I think I’ll start “Nike for Couch Potatoes.” We like *watching* sports, but we won’t actually participate while we get fat and lazy. How long do you think it would take before Nike cracked down on us for some sort of copyright infringement.
This whole episode is (in my mind) actually (paradoxically? perversely?) good news — the Church loves Her children so much that She won’t reject even those who have so obviously turned their backs on Her . . .
The word ‘HERETIC’! Time for Catholics to remember that word exists, means something, and use it!
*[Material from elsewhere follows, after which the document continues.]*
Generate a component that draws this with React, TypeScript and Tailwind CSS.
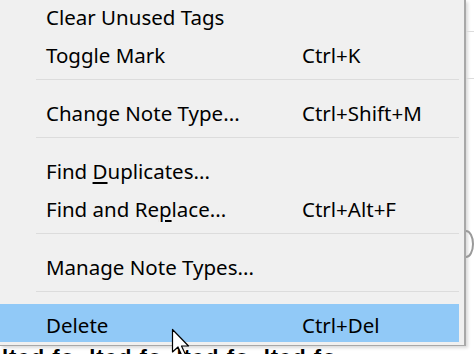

‘FORMAL EXCOMMUNICATIONS’, time the Catholic Bishops remember that’s something within their authority to do for good reasons! Time to exercise it!
What? Are we all gone all soft and politically correct now? Is this some more of that fine Catholic Tradition of Tolerance? Archibishop Muller!!! Paging His Grace to lay down the clear teachings of the Faith! Or does Mr. O’Brein have to start saying bad things about Vatican II before he bothers???
It’s time we brought the HOLY AND BLESSED INQUISITION back too! Preferably of Spanish descent and mean looking in their facial expressions! It’s time for a little less insignificant meaingless ‘love’ and a little more HATRED OF SIN and the desire to put the FEAR OF GOD into these people!
Sadly, the truth of the matter is that this man is not just a ‘bad catholic’ but is a heretic. Let us say a prayer for his conversion, shall we? Hail Mary……..
He would not wish to die in this frame of mind and explain to Jesus, Who is The Truth, why he was busy denying truth and leading others into error.